GO DROP TABLE SampleData

Luis C.
General Disclaimer:
Are you seriously taking the advice and code from someone from the internet without testing it? Do you at least understand it? Or can it easily kill your server?

How to post data/code on a forum to get the best help: Option 1 / Option 2

Jeff Moden SSC Guru Points: 1004701 More actions · Answer 4

It won't make a bit of improvement performance-wise over what Luis posted, but it does simplify the code a bit. The derived table could be a CTE or CROSS APPLY, as well. Since this is also for 2012 or greater, we can use IIF for further code simplification although they do resolve to CASE operators behind the scenes.

SELECT d.Col1, d.Col2, Col3 = SUM(d.COL3) FROM ( SELECT Col1 = IIF(Col1<=Col2, Col1, Col2) ,Col2 = IIF(Col1<=Col2, Col2, Col1) ,Col3 FROM dbo.SampleData ) d GROUP BY d.Col1, d.Col2 ;

Also, I recommend that you always use the 2 part naming convention for all tables and objects in all of your code.

--Jeff Moden

RBAR is pronounced "ree-bar" and is a "Modenism" for Row-By-Agonizing-Row.
First step towards the paradigm shift of writing Set Based code:
________Stop thinking about what you want to do to a ROW... think, instead, of what you want to do to a COLUMN.

Change is inevitable... Change for the better is not.

Helpful Links:
How to post code problems
How to Post Performance Problems
Create a Tally Function (fnTally)

ger_serrano Old Hand Points: 302 More actions · Answer 5

That is excellent guys. Both queries work as expected. I have modified the query a little bit to accomodate a case when col3 is negative. In that case it means that for company col1 is a loss but for comany col2 is a plus.so for examble for the following values;
col1 col2 col3
A    B    100
B    A    -50
A    C    200
A    D    100
A    B    150
B    F    200
The result of the modified queries:
SELECT CASE WHEN col1 <= col2 THEN col1 ELSE col2 END AS col1,
CASE WHEN col1 <= col2 THEN col2 ELSE col1 END AS col2,
SUM( CASE WHEN col3 < 0 THEN col3 * -1 ELSE col3 END ) AS col3
FROM SampleData
GROUP BY CASE WHEN col1 <= col2 THEN col1 ELSE col2 END,
CASE WHEN col1 <= col2 THEN col2 ELSE col1 END;

SELECT d.col1, d.col2, col3 = SUM(IIF (d.col3 < 0, d.col3 * -1, d.col3))
FROM (
   SELECT col1 = IIF(col1<=col2, col1, col2)
      ,col2 = IIF(col1<=col2, col2, col1)
      ,col3
    FROM SampleData
   ) d
GROUP BY d.col1, d.col2
;
Result:
A    B    300
A    C    200
A    D    100
B    F    200

That is what I wanted!!
I got all the help I requested. Thank you very much. From my prespective we can close this thread, Not sure who is going to do it.
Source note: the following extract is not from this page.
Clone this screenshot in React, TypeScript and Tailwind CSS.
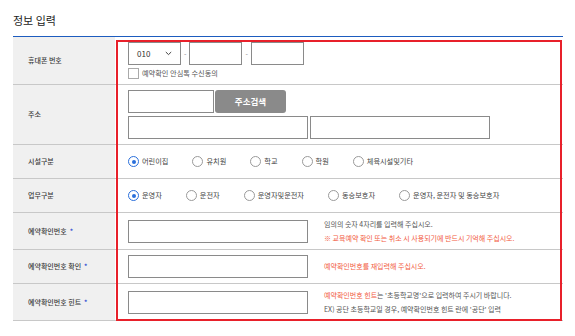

Jeff Moden SSC Guru Points: 1004701 More actions · Answer 6

ger_serrano - Monday, November 20, 2017 9:11 AM
That is excellent guys. Both queries work as expected. I have modified the query a little bit to accomodate a case when col3 is negative. In that case it means that for company col1 is a loss but for comany col2 is a plus.so for examble for the following values;
col1 col2 col3
A    B    100
B    A    -50
A    C    200
A    D    100
A    B    150
B    F    200
The result of the modified queries:
SELECT CASE WHEN col1 <= col2 THEN col1 ELSE col2 END AS col1,
CASE WHEN col1 <= col2 THEN col2 ELSE col1 END AS col2,
SUM( CASE WHEN col3 < 0 THEN col3 * -1 ELSE col3 END ) AS col3
FROM SampleData
GROUP BY CASE WHEN col1 <= col2 THEN col1 ELSE col2 END,
CASE WHEN col1 <= col2 THEN col2 ELSE col1 END;
SELECT d.col1, d.col2, col3 = SUM(IIF (d.col3 < 0, d.col3 * -1, d.col3))
FROM (
   SELECT col1 = IIF(col1<=col2, col1, col2)
      ,col2 = IIF(col1<=col2, col2, col1)
      ,col3
    FROM SampleData
   ) d
GROUP BY d.col1, d.col2
;
Result:
A    B    300
A    C    200
A    D    100
B    F    200
That is what I wanted!!
I got all the help I requested. Thank you very much. From my prespective we can close this thread, Not sure who is going to do it.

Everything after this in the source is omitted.